I get that you need to blow off some steam and I am sure that in the same way (and perhaps even the same people) would want to dump their anger on the Government even if the Bergamo scenario happened to us – but in that case, the reason for their frustration would be the full morgues.
Someone I appreciate wrote the following on Facebook: “We are currently in a crisis, and we are getting ourselves even deeper into it. I don’t think anything else could have been done. But the question is, what else will they do, and above all, will they do it right. The problem here is that we cannot be better off than the rest of the world. And the people on the bicycles are not aware of this and do not want to admit it.”
I would add: If the Government would deal with itself and the protests instead of the crisis, we will not be better off for that. Not me, not you, not your children. Things would get worse for everyone.
This does not mean that you should give up your fight against corruption and kneel. It means that you should leave the fight against corruption to those who are called and trained to fight it. Just as you expect health-related decisions to be made by the health professionals. Without the pressure of the street. And lynching.
But perhaps the good thing we can do for ourselves and our children is to let the competent people do their jobs.
What I can see from my viewpoint with a few more kilometers behind me, is that this is one of the rare few Governments from the last couple of years that actually works. If anyone has cheated and stolen in their work, they deserve to be condemned.

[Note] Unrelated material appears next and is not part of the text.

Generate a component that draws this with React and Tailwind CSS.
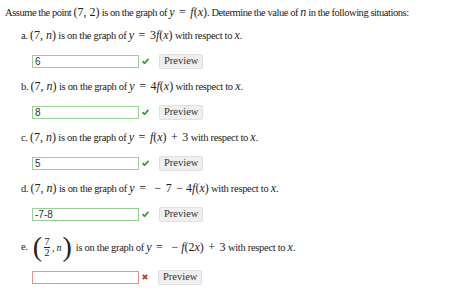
import React from "react";

const I = ({ children }) => <span className="italic">{children}</span>;
const Op = ({ children }) => <span className="mx-[4.5px]">{children}</span>;
const M = ({ children }) => <span className="text-[12px] tracking-normal">{children}</span>;

function Check() {
  return (
    <svg width="7" height="6" viewBox="0 0 7 6" className="ml-[3px]">
      <path d="M0.5 3.2 L2.6 5.3 L6.5 0.8" stroke="#3c9a3c" strokeWidth="1.8" fill="none" />
    </svg>
  );
}

function Cross() {
  return (
    <svg width="6" height="6" viewBox="0 0 6 6" className="ml-[3px]">
      <path d="M0.8 0.8 L5.2 5.2 M5.2 0.8 L0.8 5.2" stroke="#c0392b" strokeWidth="1.8" />
    </svg>
  );
}

function AnswerRow({ value, ok }) {
  return (
    <div className="flex items-center h-[16px] ml-[11px]">
      <div
        className={
          "w-[107px] h-[13px] border flex items-center pl-[2px] text-[10px] tracking-normal text-[#333] font-['Liberation_Sans',Arial,sans-serif] " +
          (ok ? "border-[#95d495]" : "border-[#e29090]")
        }
      >
        {value}
      </div>
      {ok ? <Check /> : <Cross />}
      <div className="ml-[10px] h-[15px] px-[4px] flex items-center bg-[#efefef] border border-[#e0e0e0] rounded-[2px] text-[10.5px] tracking-normal text-[#333]">
        Preview
      </div>
    </div>
  );
}

const Pt = () => (
  <M>
    (7,<span className="ml-[3px]" />
    <I>n</I>)
  </M>
);

export default function App() {
  const items = [
    {
      label: "a.",
      eq: (
        <>
          3<I>f</I>(<I>x</I>)
        </>
      ),
      value: "6",
    },
    {
      label: "b.",
      eq: (
        <>
          4<I>f</I>(<I>x</I>)
        </>
      ),
      value: "8",
    },
    {
      label: "c.",
      eq: (
        <>
          <I>f</I>(<I>x</I>)<Op>+</Op>3
        </>
      ),
      value: "5",
    },
    {
      label: "d.",
      eq: (
        <>
          <span className="ml-[4px]" />&minus;<Op>7</Op>&minus;<span className="ml-[3px]">4</span>
          <I>f</I>(<I>x</I>)
        </>
      ),
      value: "-7-8",
    },
  ];

  return (
    <div className="w-[474px] h-[298px] bg-white text-[10.5px] tracking-[-0.3px] text-[#222] pl-[5px] pt-[4px] overflow-hidden font-['Liberation_Serif','Times_New_Roman',serif]">
      <div className="h-[16px] leading-[16px] whitespace-nowrap tracking-[-0.45px]">
        Assume the point{" "}
        <M>
          (7,<span className="ml-[3px]" />2)
        </M>{" "}
        is on the graph of{" "}
        <M>
          <I>y</I>
          <Op>=</Op>
          <I>f</I>(<I>x</I>)
        </M>
        . Determine the value of <M><I>n</I></M> in the following situations:
      </div>
      <div className="ml-[16px] mt-[7px] flex flex-col">
        {items.map((it) => (
          <div key={it.label} className="mb-[9px]">
            <div className="h-[16px] leading-[16px] whitespace-nowrap">
              {it.label} <Pt /> is on the graph of{" "}
              <M>
                <I>y</I>
                <Op>=</Op>
                {it.eq}
              </M>{" "}
              with respect to <M><I>x</I></M>.
            </div>
            <div className="mt-[10px]">
              <AnswerRow value={it.value} ok />
            </div>
          </div>
        ))}
        <div>
          <div className="h-[32px] flex items-center whitespace-nowrap">
            <span>e.</span>
            <span className="ml-[5px] text-[28px] leading-none tracking-normal">(</span>
            <span className="inline-flex flex-col items-center text-[10px] leading-[10px] mx-[2px] tracking-normal">
              <span>7</span>
              <span className="w-[6px] border-t border-[#222]" />
              <span>2</span>
            </span>
            <span className="text-[10px] tracking-normal">
              ,<span className="ml-[2px]" />
              <I>n</I>
            </span>
            <span className="ml-[1px] text-[28px] leading-none tracking-normal">)</span>
            <span className="ml-[4px]">
              is on the graph of{" "}
              <M>
                <I>y</I>
                <Op>=</Op>
                <span className="ml-[4px]" />&minus;<span className="ml-[3px]" />
                <I>f</I>(2<I>x</I>)<Op>+</Op>3
              </M>{" "}
              with respect to <M><I>x</I></M>.
            </span>
          </div>
          <div className="mt-[6px]">
            <AnswerRow value="" ok={false} />
          </div>
        </div>
      </div>
    </div>
  );
}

But let’s let him be prosecuted by the police, the prosecutors and the court, not the media and the street.
We will get the opportunity to reward or punish them at the upcoming elections – and the next new faces will shine there (isn’t it funny how some people always blame the old faces for all their disappointments, even though we always know what to expect from these faces, while on the other hand, the same people continue to benevolently accept the dysfunctional devastation left behind by the new faces, one after the other – instead of directing their anger at these failed characters and those who sold the new faces to them and screwed them over, making them believe that they are saviours and making sure that this can happen over and over again).